= David Evans (microbiologist) =

British microbiologist

Sir David Gwynne Evans FRS (6 September 1909 – 13 June 1984) was a British microbiologist; his work included testing vaccines for whooping cough, and he also chaired several Medical Research Committees looking at vaccines for TB, measles and rubella.

==Early life==

He was born in Atherton, Lancashire to Welsh parents. His father was a headmaster and his mother a schoolteacher. They had four children and his elder brother, Meredith, was a professor at Leeds and Manchester Universities and also a Fellow of the Royal Society, while his younger brother, A. G. Evans became professor of chemistry at University College, Cardiff.

Evans left grammar school in 1928 and spent two years with the British Cotton Growers' Association. He and Alwyn then studied at the University of Manchester from 1930 to 1933, and David graduated with a degree in physics and chemistry. He gained his Master of Science in 1934 and finished his Ph.D. in 1938.

==Career==

In 1940 he began working at the National Institute for Medical Research (NIMR) in London.

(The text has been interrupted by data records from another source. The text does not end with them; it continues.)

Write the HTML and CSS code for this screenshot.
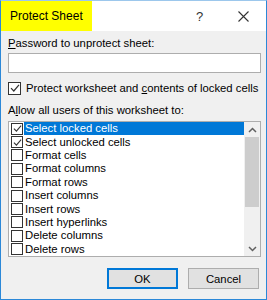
FILE: index.html
```html
<!DOCTYPE html>
<html lang="en">
<head>
    <meta charset="UTF-8">
    <title>Protect Sheet</title>
    <link rel="stylesheet" href="styles.css">
</head>
<body>
    <div class="dialog">
        <div class="titlebar">
            <span class="title">Protect Sheet</span>
            <span class="help">?</span>
            <span class="close">
                <svg width="11" height="11" viewBox="0 0 11 11"><path d="M0.5 0.5L10.5 10.5M10.5 0.5L0.5 10.5" stroke="#333" stroke-width="1.1" fill="none"/></svg>
            </span>
        </div>
        <div class="content">
            <div class="field-label"><u>P</u>assword to unprotect sheet:</div>
            <div class="password"></div>

            <div class="check-row">
                <span class="box"><svg width="10" height="10" viewBox="0 0 10 10"><path d="M1 5.2L3.8 8L9 1.8" stroke="#333" stroke-width="1.2" fill="none"/></svg></span>
                <span>Protect worksheet and <u>c</u>ontents of locked cells</span>
            </div>

            <div class="list-label">A<u>l</u>low all users of this worksheet to:</div>
            <div class="listbox">
                <ul class="items">
                    <li class="selected"><span class="box"><svg width="10" height="10" viewBox="0 0 10 10"><path d="M1 5.2L3.8 8L9 1.8" stroke="#333" stroke-width="1.2" fill="none"/></svg></span><span class="item-text">Select locked cells</span></li>
                    <li><span class="box"><svg width="10" height="10" viewBox="0 0 10 10"><path d="M1 5.2L3.8 8L9 1.8" stroke="#333" stroke-width="1.2" fill="none"/></svg></span><span class="item-text">Select unlocked cells</span></li>
                    <li><span class="box"></span><span class="item-text">Format cells</span></li>
                    <li><span class="box"></span><span class="item-text">Format columns</span></li>
                    <li><span class="box"></span><span class="item-text">Format rows</span></li>
                    <li><span class="box"></span><span class="item-text">Insert columns</span></li>
                    <li><span class="box"></span><span class="item-text">Insert rows</span></li>
                    <li><span class="box"></span><span class="item-text">Insert hyperlinks</span></li>
                    <li><span class="box"></span><span class="item-text">Delete columns</span></li>
                    <li><span class="box"></span><span class="item-text">Delete rows</span></li>
                </ul>
                <div class="scrollbar">
                    <span class="arrow"><svg width="9" height="6" viewBox="0 0 9 6"><path d="M1 5L4.5 1.5L8 5" stroke="#606060" stroke-width="1.5" fill="none"/></svg></span>
                    <span class="thumb"></span>
                    <span class="track"></span>
                    <span class="arrow"><svg width="9" height="6" viewBox="0 0 9 6"><path d="M1 1L4.5 4.5L8 1" stroke="#606060" stroke-width="1.5" fill="none"/></svg></span>
                </div>
            </div>

            <div class="buttons">
                <button class="btn default">OK</button>
                <button class="btn">Cancel</button>
            </div>
        </div>
    </div>
</body>
</html>
```

FILE: styles.css
```css
body {
    margin: 0;
    background-color: #fff;
    font-family: "Liberation Sans", Arial, sans-serif;
    font-size: 11.3px;
    color: #000;
}
.dialog {
    width: 265px;
    height: 298px;
    border: 1px solid #2b88d8;
    border-top-color: #9cc7ec;
    background-color: #f0f0f0;
    display: flex;
    flex-direction: column;
}
.titlebar {
    height: 30px;
    background-color: #fff;
    display: flex;
    align-items: center;
}
.title {
    height: 30px;
    width: 91px;
    background-color: #ffff00;
    display: flex;
    align-items: center;
    padding-left: 9px;
    box-sizing: border-box;
    font-size: 12px;
}
.help {
    margin-left: 104px;
    font-size: 13px;
    color: #333;
}
.close {
    margin-left: 35px;
    display: flex;
}
.content {
    padding: 5px 5px 0 7px;
    display: flex;
    flex-direction: column;
    white-space: nowrap;
}
.field-label {
    height: 15px;
    line-height: 15px;
}
.password {
    margin-top: 2px;
    height: 18px;
    background-color: #fff;
    border: 1px solid #adadad;
}
.check-row {
    margin-top: 8px;
    display: flex;
    align-items: center;
    gap: 5px;
    height: 14px;
}
.box {
    width: 11px;
    height: 11px;
    border: 1px solid #333;
    background-color: #fff;
    display: flex;
    align-items: center;
    justify-content: center;
    flex-shrink: 0;
}
.items .box {
    width: 10px;
    height: 10px;
}
.items .box svg {
    width: 9px;
    height: 9px;
}
.list-label {
    margin-top: 8px;
    height: 15px;
    line-height: 15px;
}
.listbox {
    margin-top: 3px;
    height: 134px;
    border: 1px solid #adadad;
    background-color: #fff;
    display: flex;
}
.items {
    list-style: none;
    margin: 0;
    padding: 0 0 0 2px;
    flex: 1;
}
.items li {
    height: 13.4px;
    display: flex;
    align-items: center;
    gap: 1px;
}
.items .item-text {
    flex: 1;
    line-height: 13px;
    padding-left: 1px;
}
.items li.selected .item-text {
    background-color: #0078d7;
    color: #fff;
}
.scrollbar {
    width: 16px;
    background-color: #f0f0f0;
    display: flex;
    flex-direction: column;
    align-items: center;
}
.arrow {
    height: 15px;
    display: flex;
    align-items: center;
    justify-content: center;
}
.thumb {
    width: 14px;
    height: 70px;
    background-color: #cdcdcd;
}
.track {
    flex: 1;
}
.buttons {
    margin-top: 11px;
    display: flex;
    justify-content: flex-end;
    gap: 10px;
    padding-right: 2px;
}
.btn {
    width: 71px;
    height: 21px;
    font-family: inherit;
    font-size: 11.3px;
    color: #000;
    background-color: #e1e1e1;
    border: 1px solid #adadad;
    padding: 0;
}
.btn.default {
    border: 2px solid #0078d7;
}
```
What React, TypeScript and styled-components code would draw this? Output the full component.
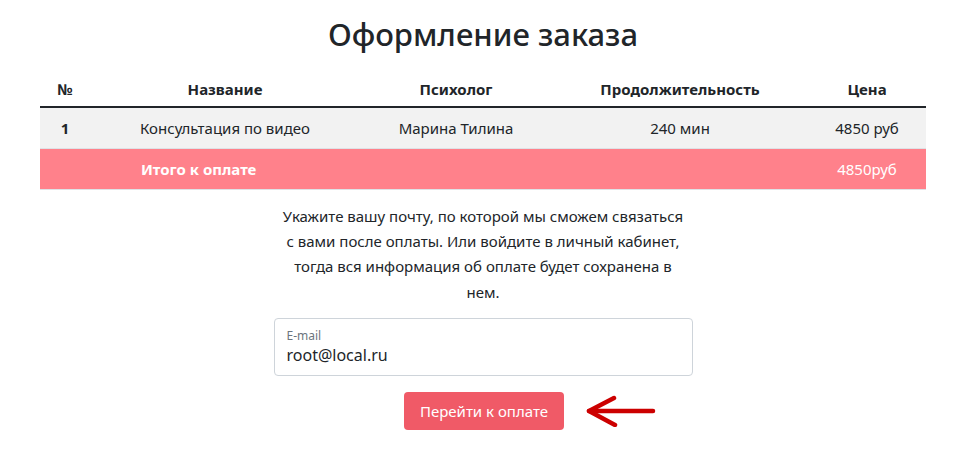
import React from "react";
import styled, { createGlobalStyle } from "styled-components";

const GlobalStyle = createGlobalStyle`
  * {
    box-sizing: border-box;
  }
  body {
    margin: 0;
    background: #fff;
    color: #212529;
    font-family: "Noto Sans", "Open Sans", sans-serif;
    font-size: 16px;
  }
`;

const Page = styled.div`
  width: 957px;
  padding: 13px 31px 0 40px;
  display: flex;
  flex-direction: column;
  align-items: center;
`;

const Title = styled.h1`
  margin: 0 0 15px;
  font-size: 31px;
  font-weight: 500;
  line-height: 43px;
  color: #212529;
`;

const Table = styled.div`
  width: 886px;
  display: grid;
  grid-template-columns: 50px 270px 192px 256px 118px;
`;

interface RowProps {
  variant?: "head" | "body" | "total";
}

const Row = styled.div<RowProps>`
  display: contents;
`;

const Cell = styled.div<RowProps & { align?: "left" | "center"; strong?: boolean }>`
  height: ${({ variant }) => (variant === "head" ? "37px" : "41px")};
  display: flex;
  align-items: center;
  justify-content: ${({ align }) => (align === "left" ? "flex-start" : "center")};
  padding-left: ${({ align }) => (align === "left" ? "51px" : "0")};
  font-size: 15px;
  white-space: nowrap;
  font-weight: ${({ variant, strong }) =>
    strong || variant === "head" || variant === "total" ? 700 : 400};
  background: ${({ variant }) =>
    variant === "body" ? "#f2f2f2" : variant === "total" ? "#ff818b" : "transparent"};
  color: ${({ variant }) => (variant === "total" ? "#fff" : "#212529")};
  border-bottom: ${({ variant }) =>
    variant === "head" ? "2px solid #212529" : "1px solid #dee2e6"};
`;

const TotalSum = styled.span`
  font-weight: 400;
`;

const Note = styled.p`
  width: 440px;
  margin: 14px 0 0;
  text-align: center;
  font-size: 15px;
  line-height: 25.2px;
`;

const Field = styled.label`
  width: 419px;
  height: 58px;
  margin-top: 13px;
  border: 1px solid #ced4da;
  border-radius: 4px;
  padding: 9px 12px 0;
  display: flex;
  flex-direction: column;
`;

const FieldLabel = styled.span`
  font-size: 12px;
  line-height: 16px;
  color: #6c757d;
`;

const FieldInput = styled.input`
  border: none;
  outline: none;
  padding: 0;
  font-family: inherit;
  font-size: 16px;
  line-height: 22px;
  color: #212529;
  background: transparent;
`;

const Actions = styled.div`
  margin-top: 16px;
  display: flex;
  align-items: center;
  gap: 22px;
  padding-left: 94px;
`;

const PayButton = styled.button`
  width: 160px;
  height: 38px;
  border: none;
  border-radius: 4px;
  background: #f05a67;
  color: #fff;
  font-family: inherit;
  font-size: 15px;
  cursor: pointer;
`;

const Arrow = () => (
  <svg width="70" height="32" viewBox="0 0 70 32">
    <g stroke="#cc0000" strokeWidth="4.5" strokeLinecap="round" strokeLinejoin="round" fill="none">
      <path d="M3 16 H67" />
      <path d="M28 3 L3 16 L29 30" />
    </g>
  </svg>
);

const columns = ["№", "Название", "Психолог", "Продолжительность", "Цена"];
const order = ["1", "Консультация по видео", "Марина Тилина", "240 мин", "4850 руб"];
const noteLines = [
  "Укажите вашу почту, по которой мы сможем связаться",
  "с вами после оплаты. Или войдите в личный кабинет,",
  "тогда вся информация об оплате будет сохранена в",
  "нем.",
];

const App = () => (
  <>
    <GlobalStyle />
    <Page>
      <Title>Оформление заказа</Title>
      <Table>
        <Row variant="head">
          {columns.map((c) => (
            <Cell key={c} variant="head">
              {c}
            </Cell>
          ))}
        </Row>
        <Row variant="body">
          {order.map((c, i) => (
            <Cell key={c} variant="body" strong={i === 0}>
              {c}
            </Cell>
          ))}
        </Row>
        <Row variant="total">
          <Cell variant="total" />
          <Cell variant="total" align="left">
            Итого к оплате
          </Cell>
          <Cell variant="total" />
          <Cell variant="total" />
          <Cell variant="total">
            <TotalSum>4850руб</TotalSum>
          </Cell>
        </Row>
      </Table>
      <Note>
        {noteLines.map((line, i) => (
          <React.Fragment key={i}>
            {line}
            {i < noteLines.length - 1 && <br />}
          </React.Fragment>
        ))}
      </Note>
      <Field>
        <FieldLabel>E-mail</FieldLabel>
        <FieldInput type="email" defaultValue="root@local.ru" />
      </Field>
      <Actions>
        <PayButton>Перейти к оплате</PayButton>
        <Arrow />
      </Actions>
    </Page>
  </>
);

export default App;
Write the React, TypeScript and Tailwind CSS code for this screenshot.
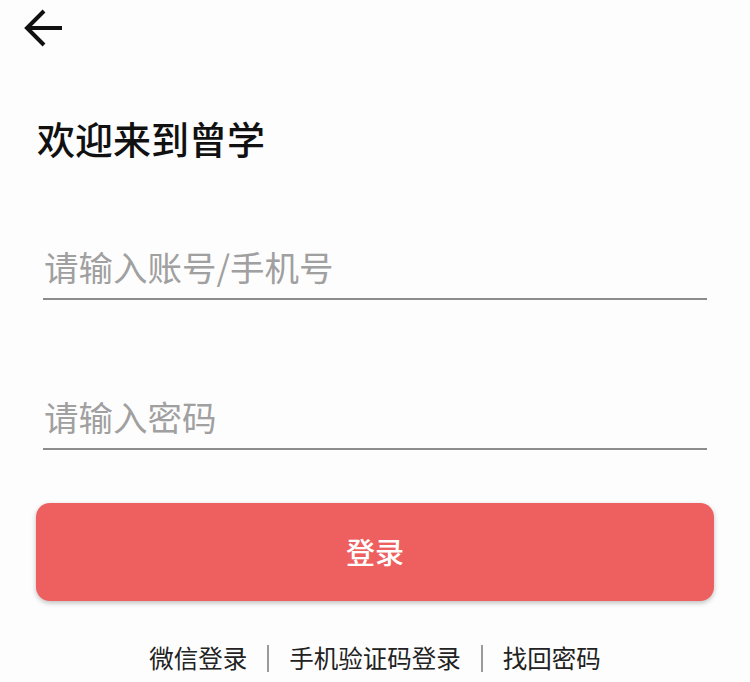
import React from "react";

export default function App() {
  return (
    <div
      className="w-[750px] h-[682px] bg-[#fdfdfd] overflow-hidden flex flex-col"
      style={{ fontFamily: '"Noto Sans CJK SC", "Noto Sans", sans-serif' }}
    >
      <div className="pl-[24px] pt-[8px] h-[50px]">
        <svg width="40" height="40" viewBox="0 0 40 40" fill="none">
          <path d="M38 20H3M20 3L3 20L20 37" stroke="#111" strokeWidth="4" strokeLinejoin="miter" />
        </svg>
      </div>
      <div className="pl-[37px] mt-[60px] h-[56px] flex items-center">
        <h1 className="text-[38px] leading-none font-medium text-[#111]">欢迎来到曾学</h1>
      </div>
      <div className="mx-[43px] w-[664px] mt-[64px] h-[70px] border-b-2 border-[#8c8c8c] flex items-end pb-[7px]">
        <input
          className="w-full outline-none bg-transparent text-[34.5px] leading-none pl-[1px] placeholder:text-[#a0a0a0]"
          placeholder="请输入账号/手机号"
        />
      </div>
      <div className="mx-[43px] w-[664px] mt-[80px] h-[70px] border-b-2 border-[#8c8c8c] flex items-end pb-[7px]">
        <input
          type="password"
          className="w-full outline-none bg-transparent text-[34.5px] leading-none pl-[1px] placeholder:text-[#a0a0a0]"
          placeholder="请输入密码"
        />
      </div>
      <button className="ml-[36px] w-[678px] mt-[53px] h-[98px] rounded-[14px] bg-[#ee5f60] text-white text-[29px] font-medium shadow-[0_2px_5px_rgba(0,0,0,0.25)] flex items-center justify-center">
        登录
      </button>
      <div className="mt-[44px] flex items-center justify-center text-[24.5px] leading-none text-[#222]">
        <span>微信登录</span>
        <span className="mx-[20px] w-[2px] h-[27px] bg-[#9a9a9a]" />
        <span>手机验证码登录</span>
        <span className="mx-[20px] w-[2px] h-[27px] bg-[#9a9a9a]" />
        <span>找回密码</span>
      </div>
    </div>
  );
}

In 1947, he became a reader in the bacteriology department at the University of Manchester, but returned to the NIMR in 1955 as director of the biological standards department. In 1961 he became professor of bacteriology and immunology at the London School of Hygiene & Tropical Medicine.

In 1971–72, Evans was director of the Lister Institute of Preventive Medicine and struggled in vain to save its Chelsea laboratory from financial failure. He left in 1972 to become director of the National Institute for Biological Standards and Control to prepare for its 1976 move to South Mimms.

In 1976 he taught medical students at Oxford University in the Sir William Dunn School of Pathology until retirement to North Wales in 1979.

He was elected a Fellow of the Royal Society in 1960 and awarded their Buchanan Medal in 1977 for his leading role in the standardization and safety control of vaccines.

He was awarded CBE in 1969 and knighted in 1977. He retired in 1979.

He died at Rhos-on-Sea (Llandrillo-yn-Rhos), Denbighshire, North Wales.

==Personal life==
In 1937, he married Mary (née Darby); they had one son, John Gwynne Evans and one daughter.